Aim of the task —
The exercise asks for every line of the data to be reproduced exactly.

Items —
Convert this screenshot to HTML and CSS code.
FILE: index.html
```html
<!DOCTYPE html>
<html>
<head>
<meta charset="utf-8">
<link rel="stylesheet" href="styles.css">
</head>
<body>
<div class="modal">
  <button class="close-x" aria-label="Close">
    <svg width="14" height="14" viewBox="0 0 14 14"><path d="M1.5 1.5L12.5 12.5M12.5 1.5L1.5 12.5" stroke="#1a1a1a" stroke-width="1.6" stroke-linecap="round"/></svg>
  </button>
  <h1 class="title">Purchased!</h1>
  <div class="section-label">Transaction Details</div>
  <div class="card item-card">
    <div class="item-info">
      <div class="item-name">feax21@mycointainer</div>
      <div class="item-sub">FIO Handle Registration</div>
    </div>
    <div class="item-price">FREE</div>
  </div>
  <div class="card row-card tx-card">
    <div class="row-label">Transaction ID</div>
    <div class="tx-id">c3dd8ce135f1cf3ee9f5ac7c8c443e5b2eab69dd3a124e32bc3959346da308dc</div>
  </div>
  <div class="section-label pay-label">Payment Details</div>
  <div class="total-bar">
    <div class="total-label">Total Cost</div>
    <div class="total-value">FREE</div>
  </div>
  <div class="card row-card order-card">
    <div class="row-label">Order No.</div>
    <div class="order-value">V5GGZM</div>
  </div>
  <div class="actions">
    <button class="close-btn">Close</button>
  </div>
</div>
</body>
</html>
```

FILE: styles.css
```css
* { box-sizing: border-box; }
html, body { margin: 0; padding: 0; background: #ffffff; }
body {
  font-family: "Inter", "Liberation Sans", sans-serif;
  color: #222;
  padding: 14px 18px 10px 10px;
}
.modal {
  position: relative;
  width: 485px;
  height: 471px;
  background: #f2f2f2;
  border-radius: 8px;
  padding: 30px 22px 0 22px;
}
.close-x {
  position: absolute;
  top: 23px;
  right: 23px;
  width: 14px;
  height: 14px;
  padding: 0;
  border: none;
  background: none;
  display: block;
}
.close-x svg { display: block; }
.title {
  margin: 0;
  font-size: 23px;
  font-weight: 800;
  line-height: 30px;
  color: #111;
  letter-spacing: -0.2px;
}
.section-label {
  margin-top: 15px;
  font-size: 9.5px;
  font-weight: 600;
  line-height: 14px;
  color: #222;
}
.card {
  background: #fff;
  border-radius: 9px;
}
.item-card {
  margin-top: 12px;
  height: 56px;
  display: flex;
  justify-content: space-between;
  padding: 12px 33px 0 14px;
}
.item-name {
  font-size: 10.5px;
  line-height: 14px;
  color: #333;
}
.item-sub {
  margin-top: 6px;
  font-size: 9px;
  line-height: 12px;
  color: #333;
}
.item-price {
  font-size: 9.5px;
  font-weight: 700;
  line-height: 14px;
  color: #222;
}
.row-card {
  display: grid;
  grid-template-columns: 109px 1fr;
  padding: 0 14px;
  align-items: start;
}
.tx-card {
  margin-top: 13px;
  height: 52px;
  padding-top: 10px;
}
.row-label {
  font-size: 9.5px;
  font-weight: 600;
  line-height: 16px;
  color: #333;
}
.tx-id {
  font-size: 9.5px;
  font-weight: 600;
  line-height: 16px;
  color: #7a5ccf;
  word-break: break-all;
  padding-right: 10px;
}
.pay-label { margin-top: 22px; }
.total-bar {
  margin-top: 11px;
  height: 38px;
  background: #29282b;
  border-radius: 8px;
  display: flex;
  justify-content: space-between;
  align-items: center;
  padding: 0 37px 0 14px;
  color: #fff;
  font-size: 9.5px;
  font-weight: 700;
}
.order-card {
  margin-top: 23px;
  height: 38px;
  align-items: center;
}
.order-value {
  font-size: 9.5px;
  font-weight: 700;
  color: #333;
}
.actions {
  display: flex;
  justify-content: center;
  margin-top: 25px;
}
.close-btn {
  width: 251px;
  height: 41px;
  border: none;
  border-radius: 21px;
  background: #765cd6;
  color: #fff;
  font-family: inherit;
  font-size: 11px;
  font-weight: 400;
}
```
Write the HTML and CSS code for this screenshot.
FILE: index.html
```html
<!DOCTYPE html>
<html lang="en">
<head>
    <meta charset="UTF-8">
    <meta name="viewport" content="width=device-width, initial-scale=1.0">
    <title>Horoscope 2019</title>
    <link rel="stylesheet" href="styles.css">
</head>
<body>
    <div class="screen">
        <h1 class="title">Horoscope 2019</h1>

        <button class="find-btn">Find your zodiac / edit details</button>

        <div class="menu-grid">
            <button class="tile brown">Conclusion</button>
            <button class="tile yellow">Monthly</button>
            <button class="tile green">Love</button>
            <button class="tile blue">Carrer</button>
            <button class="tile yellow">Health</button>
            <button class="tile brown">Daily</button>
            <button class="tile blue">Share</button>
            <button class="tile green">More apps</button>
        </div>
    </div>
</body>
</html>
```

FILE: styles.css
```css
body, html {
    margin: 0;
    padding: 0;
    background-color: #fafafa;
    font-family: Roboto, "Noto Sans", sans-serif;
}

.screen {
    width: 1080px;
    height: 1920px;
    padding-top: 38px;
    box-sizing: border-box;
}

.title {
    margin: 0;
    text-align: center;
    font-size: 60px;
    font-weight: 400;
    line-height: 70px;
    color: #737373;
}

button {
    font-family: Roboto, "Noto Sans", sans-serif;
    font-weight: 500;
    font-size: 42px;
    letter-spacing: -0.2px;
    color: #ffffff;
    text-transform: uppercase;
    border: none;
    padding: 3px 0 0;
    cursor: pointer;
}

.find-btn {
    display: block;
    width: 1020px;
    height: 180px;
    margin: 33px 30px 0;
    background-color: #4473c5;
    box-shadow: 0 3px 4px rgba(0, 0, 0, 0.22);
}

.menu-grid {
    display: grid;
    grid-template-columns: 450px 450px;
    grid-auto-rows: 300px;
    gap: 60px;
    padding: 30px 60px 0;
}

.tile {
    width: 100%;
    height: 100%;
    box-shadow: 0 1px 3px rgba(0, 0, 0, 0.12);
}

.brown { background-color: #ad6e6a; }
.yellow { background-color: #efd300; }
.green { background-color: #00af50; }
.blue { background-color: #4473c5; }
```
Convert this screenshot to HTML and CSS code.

Solution to this task —
Convert this screenshot to HTML and CSS code.
FILE: index.html
```html
<!DOCTYPE html>
<html>
<head>
<meta charset="utf-8">
<link rel="stylesheet" href="styles.css">
</head>
<body>
<div class="modal">
  <button class="close-x" aria-label="Close">
    <svg width="14" height="14" viewBox="0 0 14 14"><path d="M1.5 1.5L12.5 12.5M12.5 1.5L1.5 12.5" stroke="#1a1a1a" stroke-width="1.6" stroke-linecap="round"/></svg>
  </button>
  <h1 class="title">Purchased!</h1>
  <div class="section-label">Transaction Details</div>
  <div class="card item-card">
    <div class="item-info">
      <div class="item-name">feax21@mycointainer</div>
      <div class="item-sub">FIO Handle Registration</div>
    </div>
    <div class="item-price">FREE</div>
  </div>
  <div class="card row-card tx-card">
    <div class="row-label">Transaction ID</div>
    <div class="tx-id">c3dd8ce135f1cf3ee9f5ac7c8c443e5b2eab69dd3a124e32bc3959346da308dc</div>
  </div>
  <div class="section-label pay-label">Payment Details</div>
  <div class="total-bar">
    <div class="total-label">Total Cost</div>
    <div class="total-value">FREE</div>
  </div>
  <div class="card row-card order-card">
    <div class="row-label">Order No.</div>
    <div class="order-value">V5GGZM</div>
  </div>
  <div class="actions">
    <button class="close-btn">Close</button>
  </div>
</div>
</body>
</html>
```

FILE: styles.css
```css
* { box-sizing: border-box; }
html, body { margin: 0; padding: 0; background: #ffffff; }
body {
  font-family: "Inter", "Liberation Sans", sans-serif;
  color: #222;
  padding: 14px 18px 10px 10px;
}
.modal {
  position: relative;
  width: 485px;
  height: 471px;
  background: #f2f2f2;
  border-radius: 8px;
  padding: 30px 22px 0 22px;
}
.close-x {
  position: absolute;
  top: 23px;
  right: 23px;
  width: 14px;
  height: 14px;
  padding: 0;
  border: none;
  background: none;
  display: block;
}
.close-x svg { display: block; }
.title {
  margin: 0;
  font-size: 23px;
  font-weight: 800;
  line-height: 30px;
  color: #111;
  letter-spacing: -0.2px;
}
.section-label {
  margin-top: 15px;
  font-size: 9.5px;
  font-weight: 600;
  line-height: 14px;
  color: #222;
}
.card {
  background: #fff;
  border-radius: 9px;
}
.item-card {
  margin-top: 12px;
  height: 56px;
  display: flex;
  justify-content: space-between;
  padding: 12px 33px 0 14px;
}
.item-name {
  font-size: 10.5px;
  line-height: 14px;
  color: #333;
}
.item-sub {
  margin-top: 6px;
  font-size: 9px;
  line-height: 12px;
  color: #333;
}
.item-price {
  font-size: 9.5px;
  font-weight: 700;
  line-height: 14px;
  color: #222;
}
.row-card {
  display: grid;
  grid-template-columns: 109px 1fr;
  padding: 0 14px;
  align-items: start;
}
.tx-card {
  margin-top: 13px;
  height: 52px;
  padding-top: 10px;
}
.row-label {
  font-size: 9.5px;
  font-weight: 600;
  line-height: 16px;
  color: #333;
}
.tx-id {
  font-size: 9.5px;
  font-weight: 600;
  line-height: 16px;
  color: #7a5ccf;
  word-break: break-all;
  padding-right: 10px;
}
.pay-label { margin-top: 22px; }
.total-bar {
  margin-top: 11px;
  height: 38px;
  background: #29282b;
  border-radius: 8px;
  display: flex;
  justify-content: space-between;
  align-items: center;
  padding: 0 37px 0 14px;
  color: #fff;
  font-size: 9.5px;
  font-weight: 700;
}
.order-card {
  margin-top: 23px;
  height: 38px;
  align-items: center;
}
.order-value {
  font-size: 9.5px;
  font-weight: 700;
  color: #333;
}
.actions {
  display: flex;
  justify-content: center;
  margin-top: 25px;
}
.close-btn {
  width: 251px;
  height: 41px;
  border: none;
  border-radius: 21px;
  background: #765cd6;
  color: #fff;
  font-family: inherit;
  font-size: 11px;
  font-weight: 400;
}
```
Write the HTML and CSS code for this screenshot.
FILE: index.html
```html
<!DOCTYPE html>
<html lang="en">
<head>
    <meta charset="UTF-8">
    <meta name="viewport" content="width=device-width, initial-scale=1.0">
    <title>Horoscope 2019</title>
    <link rel="stylesheet" href="styles.css">
</head>
<body>
    <div class="screen">
        <h1 class="title">Horoscope 2019</h1>

        <button class="find-btn">Find your zodiac / edit details</button>

        <div class="menu-grid">
            <button class="tile brown">Conclusion</button>
            <button class="tile yellow">Monthly</button>
            <button class="tile green">Love</button>
            <button class="tile blue">Carrer</button>
            <button class="tile yellow">Health</button>
            <button class="tile brown">Daily</button>
            <button class="tile blue">Share</button>
            <button class="tile green">More apps</button>
        </div>
    </div>
</body>
</html>
```

FILE: styles.css
```css
body, html {
    margin: 0;
    padding: 0;
    background-color: #fafafa;
    font-family: Roboto, "Noto Sans", sans-serif;
}

.screen {
    width: 1080px;
    height: 1920px;
    padding-top: 38px;
    box-sizing: border-box;
}

.title {
    margin: 0;
    text-align: center;
    font-size: 60px;
    font-weight: 400;
    line-height: 70px;
    color: #737373;
}

button {
    font-family: Roboto, "Noto Sans", sans-serif;
    font-weight: 500;
    font-size: 42px;
    letter-spacing: -0.2px;
    color: #ffffff;
    text-transform: uppercase;
    border: none;
    padding: 3px 0 0;
    cursor: pointer;
}

.find-btn {
    display: block;
    width: 1020px;
    height: 180px;
    margin: 33px 30px 0;
    background-color: #4473c5;
    box-shadow: 0 3px 4px rgba(0, 0, 0, 0.22);
}

.menu-grid {
    display: grid;
    grid-template-columns: 450px 450px;
    grid-auto-rows: 300px;
    gap: 60px;
    padding: 30px 60px 0;
}

.tile {
    width: 100%;
    height: 100%;
    box-shadow: 0 1px 3px rgba(0, 0, 0, 0.12);
}

.brown { background-color: #ad6e6a; }
.yellow { background-color: #efd300; }
.green { background-color: #00af50; }
.blue { background-color: #4473c5; }
```
Convert this screenshot to HTML and CSS code.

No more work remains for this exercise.